Quizá fue la confluencia de símbolos poderosos lo que me hizo perder momentáneamente mi desapego profesional. Repentinamente fui golpeado por la realidad: estaba presenciando un momento decisivo e incluso entonces era profundamente consciente de que marcaba un hito que nunca más volvería a conseguirse. Subconscientemente, nunca olvidé el choque matrimonial que nos esperaba de vuelta en Londres. Subconscientemente, también sabía que, incluso aunque ganara su batalla por la independencia, la guerra podría costar a la Princesa su corona. Sin embargo, todo aquello estaba todavía por venir. En aquel instante, mientras la luz eléctrica convertía el atardecer parisino que nos rodeaba en una momentánea oscuridad, la Princesa brilló como nunca.

Menos de cinco años más tarde, en la misma ciudad y bajo los mismos despiadados flashes, yacía rota y moribunda entre los restos de un coche accidentado. Aquella vez no hubo escolta policial, solo paparazzi en motocicletas; no hubo ningún benevolente embajador a su lado, solo un novio playboy; y no hubo guardaespaldas que la vigilaran, bajo cuya atención a veces podía haberse sentido irritada, pero a los que había renunciado fatalmente.

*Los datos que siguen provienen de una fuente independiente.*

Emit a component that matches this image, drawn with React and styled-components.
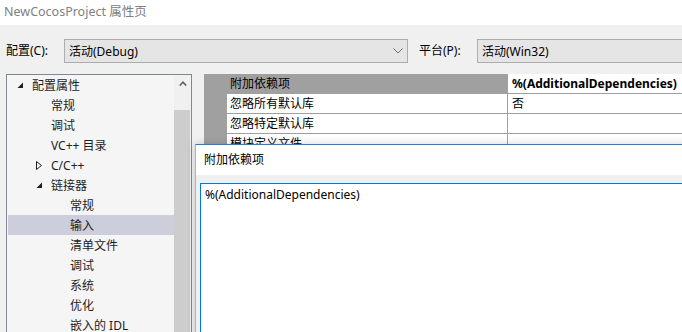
import React from 'react';
import styled, { createGlobalStyle } from 'styled-components';

const GlobalStyle = createGlobalStyle`
    html, body {
        margin: 0;
        padding: 0;
        width: 682px;
        height: 332px;
        overflow: hidden;
        background: #f0f0f0;
    }
    body {
        font-family: "Noto Sans", "Noto Sans CJK SC", sans-serif;
        font-size: 12px;
        color: #1e1e1e;
    }
`;

const treeItems = [
    { label: '配置属性', level: 1, arrow: 'open' },
    { label: '常规', level: 2 },
    { label: '调试', level: 2 },
    { label: 'VC++ 目录', level: 2 },
    { label: 'C/C++', level: 2, arrow: 'closed' },
    { label: '链接器', level: 2, arrow: 'open' },
    { label: '常规', level: 3 },
    { label: '输入', level: 3, selected: true },
    { label: '清单文件', level: 3 },
    { label: '调试', level: 3 },
    { label: '系统', level: 3 },
    { label: '优化', level: 3 },
    { label: '嵌入的 IDL', level: 3 },
];

const properties = [
    { name: '附加依赖项', value: '%(AdditionalDependencies)', selected: true },
    { name: '忽略所有默认库', value: '否' },
    { name: '忽略特定默认库', value: '' },
    { name: '模块定义文件', value: '' },
];

const Chevron = () => (
    <svg width="10" height="6" viewBox="0 0 10 6">
        <polyline points="0.5,0.5 5,5 9.5,0.5" fill="none" stroke="#707070" strokeWidth="1" />
    </svg>
);

const Expander = ({ type }) => {
    if (type === 'open') {
        return (
            <svg width="7" height="7" viewBox="0 0 7 7">
                <polygon points="6,0.5 6,6 0.5,6" fill="#1e1e1e" />
            </svg>
        );
    }
    if (type === 'closed') {
        return (
            <svg width="7" height="9" viewBox="0 0 7 9">
                <polygon points="0.5,0.5 5.5,4.5 0.5,8.5" fill="none" stroke="#1e1e1e" strokeWidth="1" />
            </svg>
        );
    }
    return null;
};

const PropertyPages = () => {
    return (
        <Window>
            <GlobalStyle />
            <TitleBar>NewCocosProject 属性页</TitleBar>

            <ConfigBar>
                <FieldLabel>配置(C):</FieldLabel>
                <Combo width="344px">
                    <span>活动(Debug)</span>
                    <Chevron />
                </Combo>
                <FieldLabel>平台(P):</FieldLabel>
                <Combo width="260px">
                    <span>活动(Win32)</span>
                </Combo>
            </ConfigBar>

            <Main>
                <TreePanel>
                    <TreeList>
                        {treeItems.map((item, index) => (
                            <TreeRow key={index} level={item.level} selected={item.selected}>
                                <ArrowSlot>
                                    <Expander type={item.arrow} />
                                </ArrowSlot>
                                {item.label}
                            </TreeRow>
                        ))}
                    </TreeList>
                    <ScrollBar>
                        <ScrollButton>
                            <svg width="8" height="5" viewBox="0 0 8 5">
                                <polyline points="0.8,4.5 4,1.2 7.2,4.5" fill="none" stroke="#606060" strokeWidth="1.6" />
                            </svg>
                        </ScrollButton>
                        <ScrollThumb />
                    </ScrollBar>
                </TreePanel>

                <Grid>
                    {properties.map((prop, index) => (
                        <GridRow key={index}>
                            <Gutter />
                            <NameCell selected={prop.selected}>{prop.name}</NameCell>
                            <ValueCell bold={prop.selected}>{prop.value}</ValueCell>
                        </GridRow>
                    ))}
                </Grid>
            </Main>

            <EditDialog>
                <DialogTitle>附加依赖项</DialogTitle>
                <DialogBody>
                    <EditBox>%(AdditionalDependencies)</EditBox>
                </DialogBody>
            </EditDialog>
        </Window>
    );
};

const Window = styled.div`
    position: relative;
    width: 682px;
    height: 332px;
    overflow: hidden;
    display: flex;
    flex-direction: column;
`;

const TitleBar = styled.div`
    height: 25px;
    flex-shrink: 0;
    background: #ffffff;
    color: #808080;
    padding-left: 4px;
    line-height: 23px;
    font-size: 12.5px;
`;

const ConfigBar = styled.div`
    height: 49px;
    flex-shrink: 0;
    display: flex;
    align-items: flex-start;
    padding: 14px 0 0 6px;
    box-sizing: border-box;
`;

const FieldLabel = styled.div`
    height: 24px;
    line-height: 24px;
    width: 58px;
    flex-shrink: 0;
    color: #000;

    & + div {
        margin-right: 11px;
    }
`;

const Combo = styled.div`
    width: ${props => props.width};
    height: 24px;
    flex-shrink: 0;
    box-sizing: border-box;
    border: 1px solid #adadad;
    background: #e5e5e5;
    display: flex;
    align-items: center;
    justify-content: space-between;
    padding: 0 4px 0 4px;
    color: #000;

    svg {
        margin-right: 0;
    }
`;

const Main = styled.div`
    flex: 1;
    display: flex;
    padding-left: 6px;
    min-height: 0;
`;

const TreePanel = styled.div`
    width: 186px;
    flex-shrink: 0;
    box-sizing: border-box;
    border: 1px solid #828790;
    border-bottom: none;
    background: #f5f5f5;
    display: flex;
    margin-right: 12px;
`;

const TreeList = styled.div`
    flex: 1;
    padding-left: 1px;
`;

const TreeRow = styled.div`
    height: 20px;
    display: flex;
    align-items: center;
    padding-left: ${props => 9 + (props.level - 1) * 19}px;
    background: ${props => (props.selected ? '#cccedb' : 'transparent')};
    white-space: nowrap;
`;

const ArrowSlot = styled.span`
    width: 15px;
    flex-shrink: 0;
    display: flex;
    align-items: center;
`;

const ScrollBar = styled.div`
    width: 17px;
    flex-shrink: 0;
    background: #f0f0f0;
    display: flex;
    flex-direction: column;
`;

const ScrollButton = styled.div`
    height: 17px;
    display: flex;
    align-items: center;
    justify-content: center;
`;

const ScrollThumb = styled.div`
    margin: 18px 1px 0 0;
    flex: 1;
    background: #cdcdcd;
`;

const Grid = styled.div`
    flex: 1;
    background: #a0a0a0;
    display: flex;
    flex-direction: column;
    gap: 1px;
`;

const GridRow = styled.div`
    height: 19px;
    display: grid;
    grid-template-columns: 22px 280px 1fr;
    column-gap: 1px;
`;

const Gutter = styled.div``;

const NameCell = styled.div`
    background: ${props => (props.selected ? 'transparent' : '#ffffff')};
    padding-left: 3px;
    line-height: 19px;
    color: #000;
    white-space: nowrap;
`;

const ValueCell = styled.div`
    background: #ffffff;
    padding-left: 4px;
    line-height: 19px;
    color: #000;
    font-weight: ${props => (props.bold ? 700 : 400)};
    white-space: nowrap;
    overflow: hidden;
`;

const EditDialog = styled.div`
    position: absolute;
    left: 195px;
    top: 144px;
    right: -20px;
    bottom: -20px;
    background: #f0f0f0;
    border-top: 1px solid #1f7fd6;
    border-left: 1px solid #9db7cf;
    box-shadow: 0 0 8px rgba(0, 0, 0, 0.18);
    display: flex;
    flex-direction: column;
`;

const DialogTitle = styled.div`
    height: 30px;
    flex-shrink: 0;
    background: #ffffff;
    padding-left: 8px;
    line-height: 30px;
    color: #000;
`;

const DialogBody = styled.div`
    flex: 1;
    display: flex;
    padding: 8px 0 0 4px;
`;

const EditBox = styled.div`
    flex: 1;
    background: #ffffff;
    border: 1px solid #0078d7;
    padding: 3px 4px;
    line-height: 16px;
    color: #000;
`;

export default PropertyPages;
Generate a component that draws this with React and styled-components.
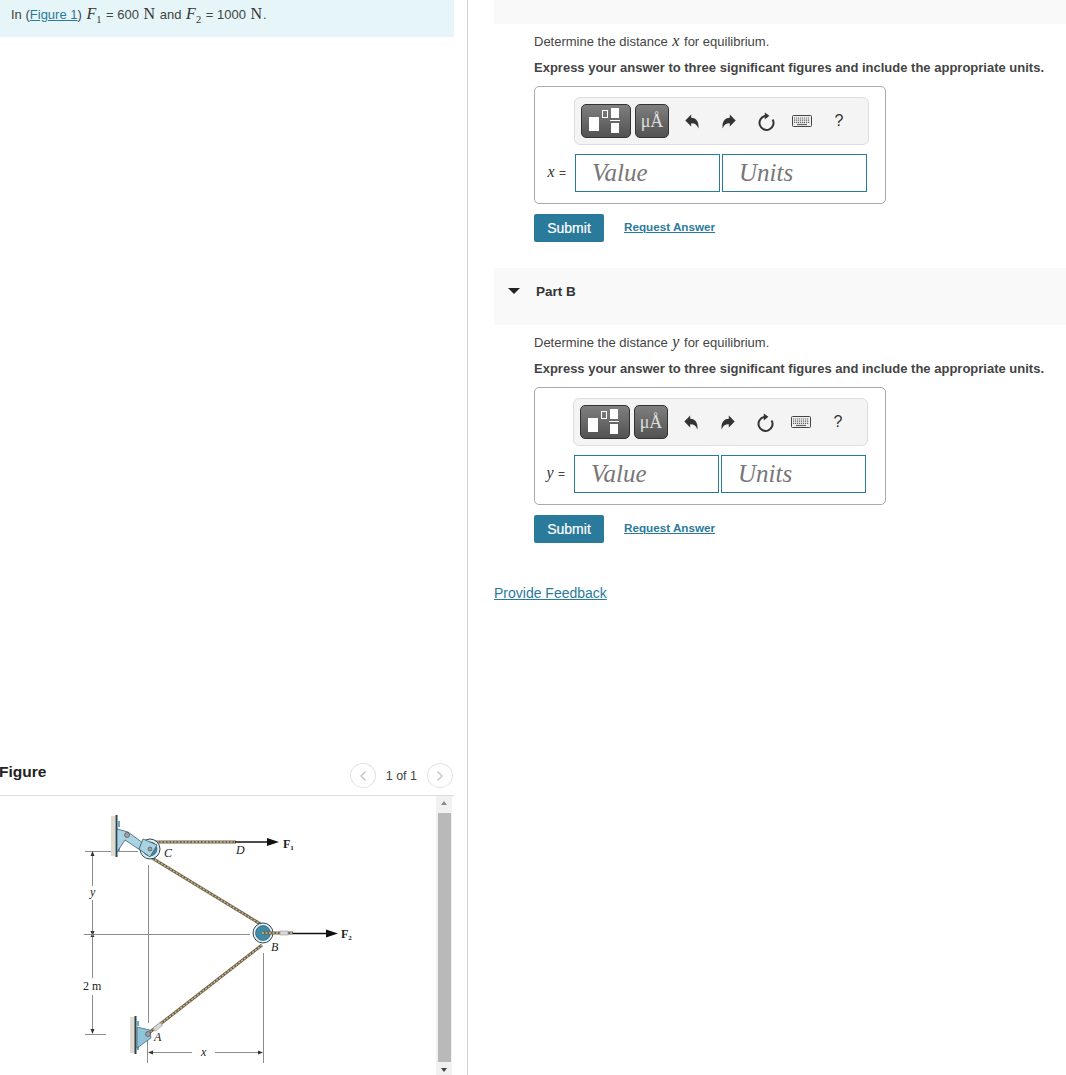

Para mí, su viaje a París en noviembre de 1992 marcó el apogeo de la Princesa. Todavía le quedaban por conseguir muchos logros fantásticos y motivadores, pero en mi recuerdo estos siempre se veían empañados en cierta medida por las carencias y dudas que dejaba entrever su nueva independencia. París la vio, brevemente, sin ese empañamiento. A mis ojos, sabiendo lo que ya había soportado y lo que estaba por venir en el futuro más inmediato, había algo heroico en ella.

Y como sucede con muchos héroes, no carecía de defectos y muchos incluso eran resultado de algún miedo profundo. No obstante, aquella noche en París surgió con una enorme fuerza de espíritu, momentáneamente liberada de la acumulación de sentimientos falsos, en una sencilla apuesta por la supervivencia.